50 Years Ago: The Way Out For Irish Workers

The main struggle in Ireland is not, and never has been, a struggle of wage workers against masters. Here and there in the history of Ireland there have been minor struggles on the part of the workers, but the greater part of the stage has always been occupied by the national struggle for freedom of enterprise on the part of the various groups that might benefit by greater freedom to exploit Irish industry. As Ireland exists principally by agriculture the small farmers or peasants have figured largely in the strife.

An Irish Sinn Fein Republic will not solve the difficulties of the wage labourers and farmers — it will, in fact, intensify their misery. They will then be under the control of the same people who control affairs now — Irish buyers — Irish capitalists — without being able to salve their wounds by blaming all their troubles upon the English oppressor.

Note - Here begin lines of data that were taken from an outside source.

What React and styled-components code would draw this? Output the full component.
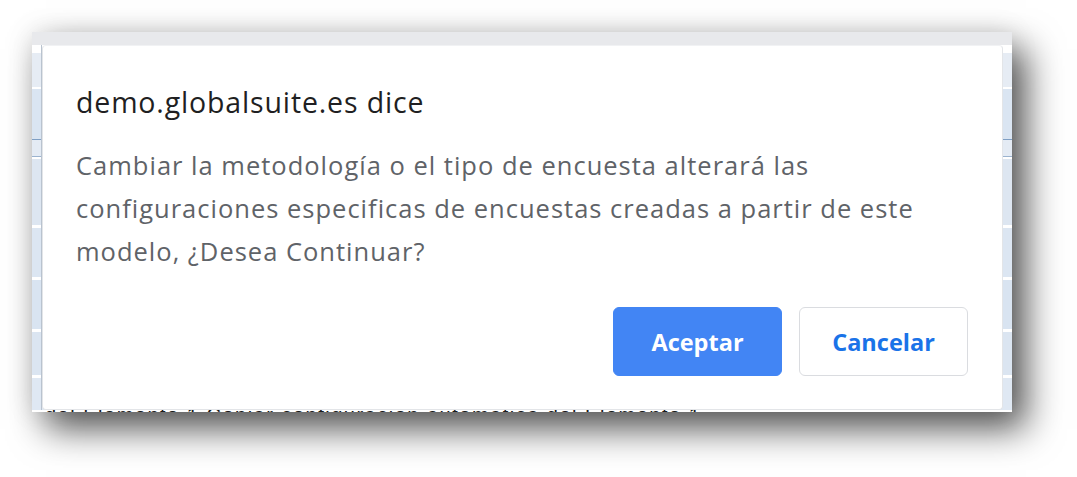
import React from 'react'
import styled, { createGlobalStyle } from 'styled-components'

const GlobalStyle = createGlobalStyle`
  html, body {
    margin: 0;
    padding: 0;
    background: #ffffff;
  }
  body {
    box-sizing: border-box;
    min-height: 100vh;
    padding: 32px 0 0 32px;
    font-family: 'Open Sans', 'Noto Sans', 'Liberation Sans', sans-serif;
  }
`

const Frame = styled.div`
  width: 980px;
  height: 380px;
  display: flex;
  flex-direction: column;
  background: #ffffff;
  box-shadow: 14px 17px 34px rgba(0, 0, 0, 0.66), 0 0 26px rgba(0, 0, 0, 0.1);
  overflow: hidden;
`

const TopBar = styled.div`
  height: 13px;
  flex: none;
  background: #e8e9ec;
`

// the page behind the alert: pale blue table rows
const Page = styled.div`
  flex: 1;
  display: grid;
  grid-template-columns: 10px 1fr 9px;
  grid-template-rows: 1fr 2px;
  background:
    linear-gradient(
      to bottom,
      #ffffff 0 8px,
      #e6ecf4 8px 42px,
      #ffffff 42px 44px,
      #dae5f2 44px 94px,
      #7f9fc4 94px 95px,
      #e4ebf4 95px 111px,
      #9bb3cf 111px 112px,
      #ffffff 112px 114px,
      #dde6f1 114px 180px,
      #ffffff 180px 183px,
      #dce6f2 183px 232px,
      #ffffff 232px 235px,
      #d9e4f1 235px 284px,
      #ffffff 284px 287px,
      #dbe5f1 287px 330px,
      #ffffff 330px 333px,
      #dfe8f3 333px 367px
    );
`

const SideEdge = styled.div`
  border-right: ${(p) => (p.$left ? '1px solid #b9c3cf' : '0')};
`

const Dialog = styled.div`
  background: #ffffff;
  border: 1px solid #e3e5e8;
  border-top-color: #f1f2f4;
  border-radius: 4px;
  padding: 38px 34px 33px 33px;
  display: flex;
  flex-direction: column;
  box-sizing: border-box;
`

const Title = styled.h1`
  margin: 0;
  font-weight: 400;
  font-size: 28.5px;
  line-height: 36px;
  color: #1f1f22;
  letter-spacing: 0.85px;
`

const Message = styled.p`
  margin: 24px 0 0;
  font-size: 25.5px;
  line-height: 43px;
  color: #5f6368;
  letter-spacing: 1px;
`

const Actions = styled.div`
  display: flex;
  justify-content: flex-end;
  gap: 17px;
  margin-top: auto;
`

const Button = styled.button`
  width: 169px;
  height: 69px;
  box-sizing: border-box;
  border-radius: 6px;
  font-family: inherit;
  font-size: 23.5px;
  font-weight: 700;
  cursor: pointer;
  border: 1px solid ${(p) => (p.$primary ? '#4285f4' : '#dadce0')};
  background: ${(p) => (p.$primary ? '#4285f4' : '#ffffff')};
  color: ${(p) => (p.$primary ? '#ffffff' : '#1a73e8')};
`

const BottomStrip = styled.div`
  grid-column: 1 / 4;
  overflow: hidden;
  background: #ffffff;
  padding-left: 13px;
`

const CutText = styled.div`
  margin-top: -5px;
  font-family: 'Liberation Sans', Arial, sans-serif;
  font-size: 20px;
  line-height: 20px;
  color: #1b1b1b;
  white-space: nowrap;
  letter-spacing: 1.5px;
`

export default function App() {
  return (
    <>
      <GlobalStyle />
      <Frame>
        <TopBar />
        <Page>
          <SideEdge $left />
          <Dialog>
            <Title>demo.globalsuite.es dice</Title>
            <Message>
              Cambiar la metodología o el tipo de encuesta alterará las
              <br />
              configuraciones especificas de encuestas creadas a partir de este
              <br />
              modelo, ¿Desea Continuar?
            </Message>
            <Actions>
              <Button $primary>Aceptar</Button>
              <Button>Cancelar</Button>
            </Actions>
          </Dialog>
          <SideEdge />
          <BottomStrip>
            <CutText>
              del Elemento 1 Copiar configuración automática del Elemento 1
            </CutText>
          </BottomStrip>
        </Page>
      </Frame>
    </>
  )
}
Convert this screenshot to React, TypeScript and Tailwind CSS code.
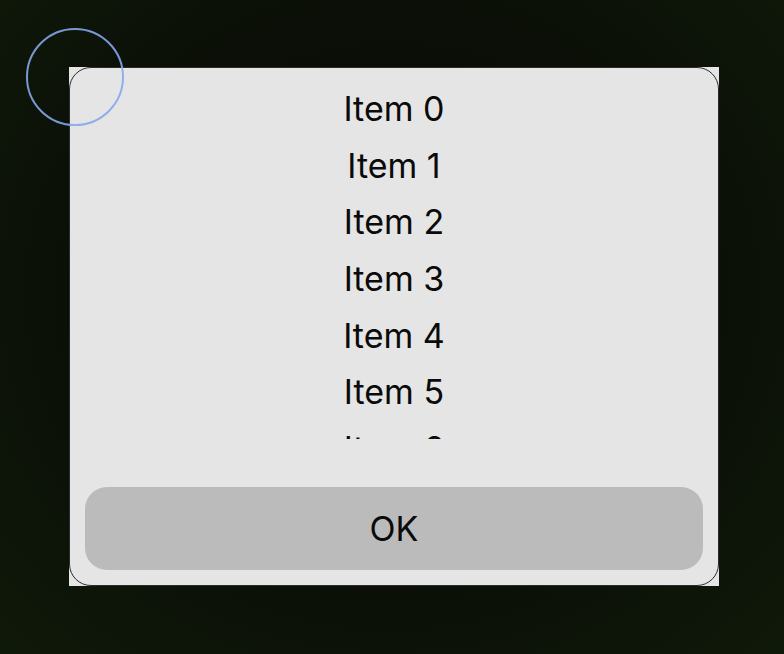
import React from "react";

const items = Array.from({ length: 7 }, (_, i) => `Item ${i}`);

export default function App() {
  return (
    <div
      className="relative h-[654px] w-full overflow-hidden bg-[#0b0e07] pl-[69px] pt-[67px]"
      style={{
        backgroundImage:
          "radial-gradient(ellipse at 50% 45%, #080a05 0%, #0b0f07 55%, #0f1909 100%)",
        fontFamily: "Inter, 'Liberation Sans', sans-serif",
      }}
    >
      {/* picker sheet */}
      <div className="h-[519px] w-[650px] bg-[#e5e5e5]">
        <div className="flex h-full flex-col rounded-[22px] border border-[#2b2b2b] bg-[#e5e5e5]">
          <div className="h-[371px] overflow-hidden pt-[13px]">
            {items.map((label) => (
              <div
                key={label}
                className="flex h-[56.6px] items-center justify-center text-[34px] leading-none text-[#0a0a0a]"
              >
                {label}
              </div>
            ))}
          </div>
          <div className="mt-auto px-[15px] pb-[15px]">
            <button className="flex h-[83px] w-full items-center justify-center rounded-[22px] bg-[#bbbbbb] text-[34px] leading-none text-[#0a0a0a]">
              OK
            </button>
          </div>
        </div>
      </div>

      {/* touch indicator */}
      <div className="absolute left-[26px] top-[28px] h-[98px] w-[98px] rounded-full border-2 border-[#86a6ec] opacity-90" />
    </div>
  );
}
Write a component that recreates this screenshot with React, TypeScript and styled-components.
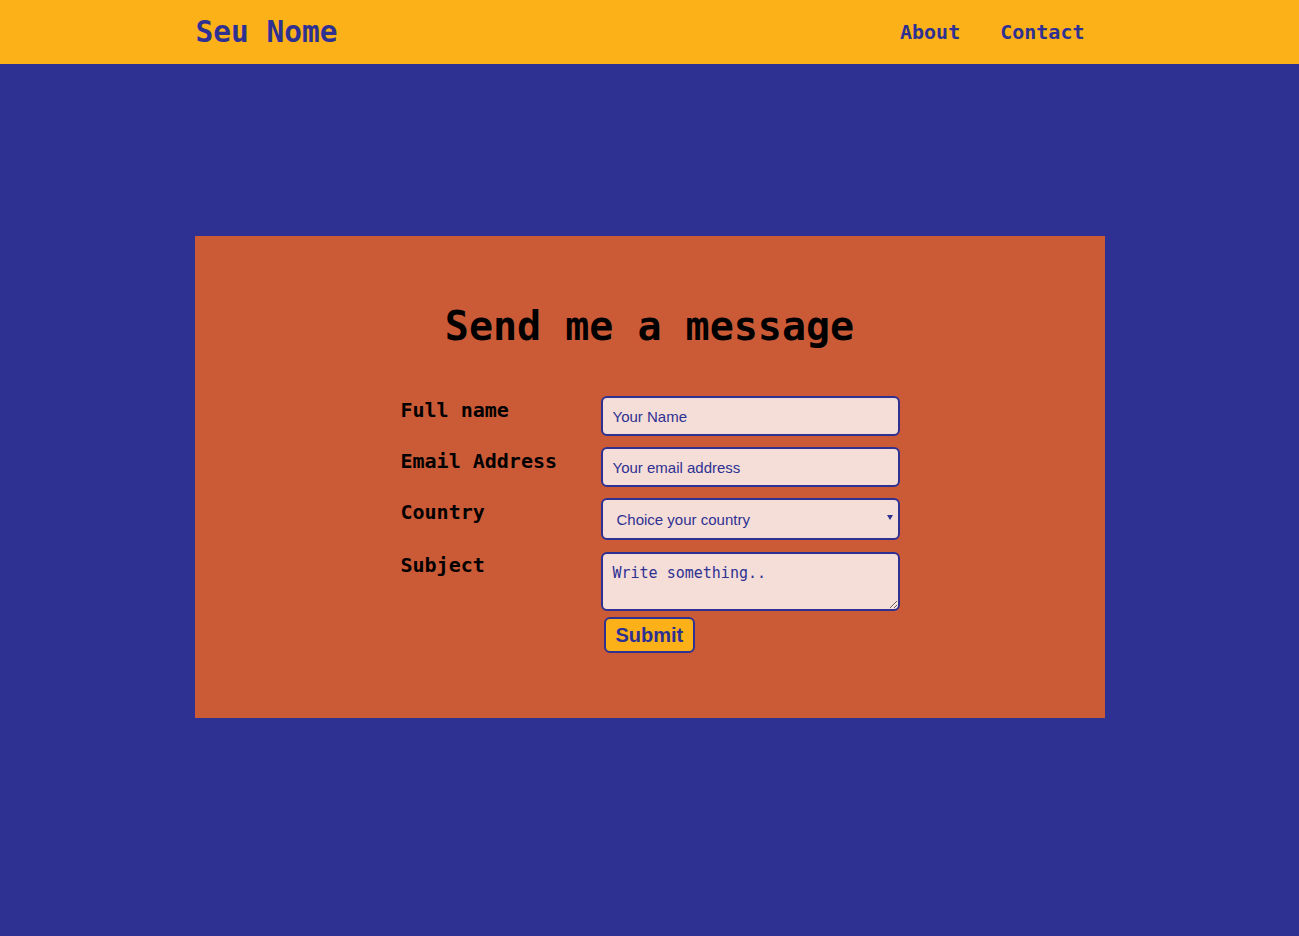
import React from "react";
import styled, { createGlobalStyle } from "styled-components";

const Global = createGlobalStyle`
  html, body { margin: 0; padding: 0; }
  body {
    background: #2e3192;
    font-family: "DejaVu Sans Mono", "Liberation Mono", monospace;
    min-height: 936px;
  }
  * { box-sizing: border-box; }
`;

const Header = styled.header`
  background: #fdb118;
  height: 64px;
`;

const HeaderInner = styled.div`
  width: 910px;
  margin: 0 auto;
  height: 100%;
  display: flex;
  align-items: center;
  justify-content: space-between;
`;

const Logo = styled.a`
  font-size: 29.5px;
  font-weight: 700;
  color: #2e3192;
  text-decoration: none;
  margin-left: 1px;
`;

const Nav = styled.nav`
  display: flex;
`;

const NavLink = styled.a`
  font-size: 20px;
  font-weight: 700;
  color: #2e3192;
  text-decoration: none;
  padding: 0 20px;
`;

const Main = styled.main`
  padding-top: 172px;
`;

const Card = styled.section`
  width: 910px;
  margin: 0 auto;
  background: #cb5a37;
  height: 482px;
  padding-top: 64px;
  display: flex;
  flex-direction: column;
  align-items: center;
`;

const Title = styled.h2`
  margin: 0 0 44px;
  font-size: 40px;
  font-weight: 700;
  color: #000;
  line-height: 52px;
`;

const Form = styled.form`
  width: 500px;
  margin-left: 2px;
  display: grid;
  grid-template-columns: 200px 300px;
  row-gap: 11px;
  align-items: start;
`;

const Label = styled.label`
  font-size: 20px;
  font-weight: 700;
  color: #000;
  padding-top: 2px;
  line-height: 24px;
`;

const fieldBase = `
  width: 299px;
  border: 2px solid #2e3192;
  border-radius: 6px;
  background: #f5ddd8;
  color: #2e3192;
  font-size: 15px;
  outline: none;
  &::placeholder { color: #2e3192; opacity: 1; }
`;

const Input = styled.input`
  ${fieldBase}
  height: 40px;
  padding: 0 10px;
  font-family: "Liberation Sans", Arial, sans-serif;
`;

const SelectWrap = styled.div`
  position: relative;
  width: 299px;
  height: 42px;
`;

const Select = styled.select`
  ${fieldBase}
  height: 42px;
  padding: 0 14px;
  appearance: none;
  -webkit-appearance: none;
  font-family: "Liberation Sans", Arial, sans-serif;
`;

const Arrow = styled.span`
  position: absolute;
  right: 7px;
  top: 17px;
  width: 0;
  height: 0;
  border-left: 3px solid transparent;
  border-right: 3px solid transparent;
  border-top: 5px solid #2e3192;
  pointer-events: none;
`;

const TextArea = styled.textarea`
  ${fieldBase}
  margin-top: 1px;
  height: 59px;
  padding: 10px;
  font-family: "DejaVu Sans Mono", monospace;
  display: block;
  resize: vertical;
`;

const Spacer = styled.div``;

const Submit = styled.button`
  justify-self: start;
  margin: -5px 0 0 3px;
  height: 36px;
  padding: 0 10px;
  background: #fdb118;
  border: 2px solid #2e3192;
  border-radius: 6px;
  color: #2e3192;
  font-family: "Liberation Sans", Arial, sans-serif;
  font-weight: 700;
  font-size: 20px;
  cursor: pointer;
`;

export default function App() {
  return (
    <>
      <Global />
      <Header>
        <HeaderInner>
          <Logo href="#">Seu Nome</Logo>
          <Nav>
            <NavLink href="#">About</NavLink>
            <NavLink href="#">Contact</NavLink>
          </Nav>
        </HeaderInner>
      </Header>
      <Main>
        <Card>
          <Title>Send me a message</Title>
          <Form onSubmit={(e) => e.preventDefault()}>
            <Label htmlFor="fname">Full name</Label>
            <Input id="fname" placeholder="Your Name" />
            <Label htmlFor="email">Email Address</Label>
            <Input id="email" placeholder="Your email address" />
            <Label htmlFor="country">Country</Label>
            <SelectWrap>
              <Select id="country" defaultValue="">
                <option value="">Choice your country</option>
                <option value="br">Brasil</option>
                <option value="pt">Portugal</option>
              </Select>
              <Arrow />
            </SelectWrap>
            <Label htmlFor="subject">Subject</Label>
            <TextArea id="subject" placeholder="Write something.." />
            <Spacer />
            <Submit type="submit">Submit</Submit>
          </Form>
        </Card>
      </Main>
    </>
  );
}
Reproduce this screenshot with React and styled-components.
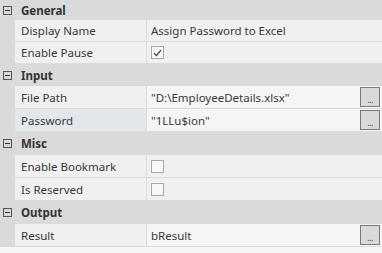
import React from "react";
import styled, { createGlobalStyle } from "styled-components";

const Global = createGlobalStyle`
  html, body {
    margin: 0;
    padding: 0;
    background: #f4f4f4;
  }
  * {
    box-sizing: border-box;
  }
`;

const Grid = styled.div`
  width: 382px;
  height: 253px;
  overflow: hidden;
  background: #f4f4f4;
  font-family: "Noto Sans", "Open Sans", sans-serif;
  font-size: 11.5px;
  color: #383838;
`;

const Header = styled.div`
  height: ${(p) => p.h}px;
  display: flex;
  align-items: center;
  background: #dadada;
  font-weight: bold;
  color: #333;
`;

const Toggle = styled.div`
  width: 9px;
  height: 9px;
  margin: 0 9px 0 3px;
  border: 1px solid #555;
  position: relative;
  &::after {
    content: "";
    position: absolute;
    left: 1px;
    right: 1px;
    top: 3px;
    height: 1px;
    background: #333;
  }
`;

const Row = styled.div`
  height: ${(p) => p.h}px;
  display: grid;
  grid-template-columns: 15px 132px 1fr;
  background: #dadada;
`;

const Name = styled.div`
  display: flex;
  align-items: center;
  padding-left: 6px;
  background: ${(p) => (p.selected ? "#e3e7ec" : "#f0f0f0")};
  border-bottom: 1px solid #dcdcdc;
  border-right: 1px solid #dcdcdc;
`;

const Value = styled.div`
  display: flex;
  align-items: center;
  padding-left: 4px;
  padding-right: 2px;
  background: ${(p) => (p.light ? "#f5f5f5" : "#f0f0f0")};
  border-bottom: 1px solid #dcdcdc;
  min-width: 0;
`;

const Text = styled.span`
  flex: 1;
  white-space: nowrap;
  overflow: hidden;
`;

const Check = styled.span`
  width: 13px;
  height: 13px;
  border: 1px solid #a8a8a8;
  background: #f8f8f8;
  display: flex;
  align-items: center;
  justify-content: center;
`;

const Dots = styled.span`
  width: 20px;
  height: 20px;
  border: 1px solid #7a7a7a;
  background: #dadada;
  display: flex;
  align-items: flex-end;
  justify-content: center;
  font-size: 9px;
  line-height: 13px;
  color: #444;
  letter-spacing: -0.5px;
`;

const Bottom = styled.div`
  height: 8px;
  background: #f6f6f6;
`;

const Tick = () => (
  <svg width="9" height="8" viewBox="0 0 9 8">
    <path d="M1 4.2 L3.4 6.6 L8 1.2" fill="none" stroke="#333" strokeWidth="1.2" />
  </svg>
);

const sections = [
  {
    title: "General",
    head: 20,
    h: 22,
    rows: [
      { name: "Display Name", text: "Assign Password to Excel" },
      { name: "Enable Pause", check: true },
    ],
  },
  {
    title: "Input",
    head: 22,
    h: 23,
    rows: [
      { name: "File Path", text: "\"D:\\EmployeeDetails.xlsx\"", dots: true },
      { name: "Password", text: "\"1LLu$ion\"", dots: true, selected: true },
    ],
  },
  {
    title: "Misc",
    head: 23,
    h: 23,
    rows: [
      { name: "Enable Bookmark", check: false },
      { name: "Is Reserved", check: false },
    ],
  },
  {
    title: "Output",
    head: 23,
    h: 23,
    rows: [{ name: "Result", text: "bResult", dots: true }],
  },
];

export default function App() {
  return (
    <Grid>
      <Global />
      {sections.map((s) => (
        <React.Fragment key={s.title}>
          <Header h={s.head}>
            <Toggle />
            {s.title}
          </Header>
          {s.rows.map((r) => (
            <Row key={r.name} h={s.h}>
              <span />
              <Name selected={r.selected}>{r.name}</Name>
              <Value light={r.dots}>
                {r.check !== undefined ? (
                  <Check>{r.check && <Tick />}</Check>
                ) : (
                  <Text>{r.text}</Text>
                )}
                {r.dots && <Dots>...</Dots>}
              </Value>
            </Row>
          ))}
        </React.Fragment>
      ))}
      <Bottom />
    </Grid>
  );
}
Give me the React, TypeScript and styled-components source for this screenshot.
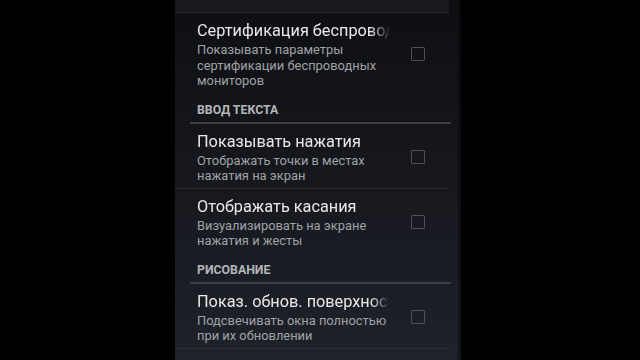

The way out of the difficulties facing the Irish town and country workers is the same as the way their fellow workers have to follow, no matter what country they chance to exist in. That way is to join with their fellow workers the world over in the struggle to put an end to capitalism by introducing Socialism. Anything short of this will only bring in its train bitter disillusion. They who tell the Irish workers to organise for anything less than this are their enemies.

(From an unsigned article “The Communists and Ireland” in the Socialist Standard, August 1922.)